Within days Vukovar was under siege and heavy bombardment. On October 1 1991 the JNA attacked and laid siege to the port city of Dubrovnik on Croatia’s Adriatic coast. Dubrovnik was 82.5% Croat and just 6.7% Serb.
Vukovar fell a month later. It was reduced to rubble after weeks of hand-to-hand fighting. Over 500 Croats were killed and nearly 2,000 wounded. Surviving Croats retreated in disarray. After this the JNA turned its guns on Osijek to repeat the process.
By the end of November 1991 Serb forces had achieved most of their objectives. Milosevic now favoured a cease-fire and UN intervention, which he calculated would freeze current battle lines to his advantage and protect Serbs in the rest of Croatia.
Borisav Jovic, the representative of Serbia on the Federal Presidency, put it this way: "At this point the war in Croatia was under control in the sense that all the Serb territories were under our control, all, that is except Central Slavonia. Slobodan and I, after many conversations, decided now was the time to get the UN troops into Croatia to protect the Serbs there.
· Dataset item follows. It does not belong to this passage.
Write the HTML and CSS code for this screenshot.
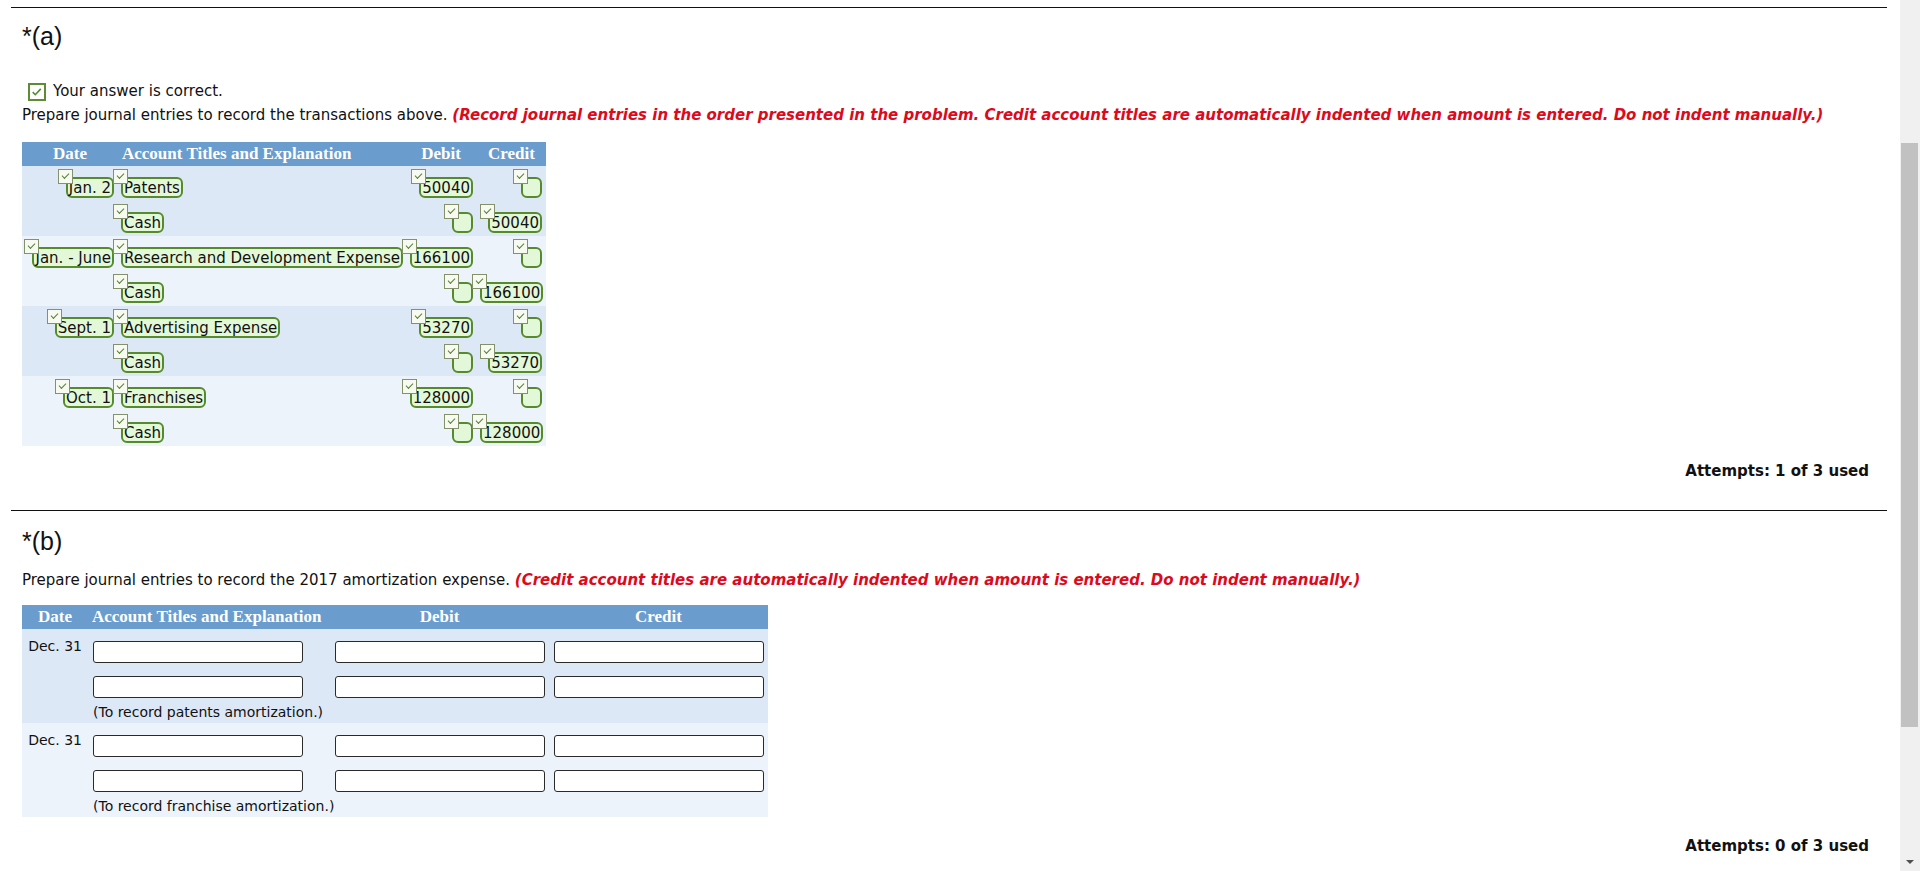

We saw the danger – when Croatia would be recognised, which we realised would happen, the JNA would be regarded as a foreign army invading another country. So we had better get the UN troops in early to protect the Serbs".
Croatia had now lost a third of its territory to Serbian forces and there were half a million Croatian refugees. In early in December Tudjman visited Bonn to meet Kohl and Genscher to seek EC recognition of Croatia. Germany had recently changed it policy on this and he got strong support. A week later Genscher announced that if the EC did not recognise Croatia and Slovenia Germany would do so independently.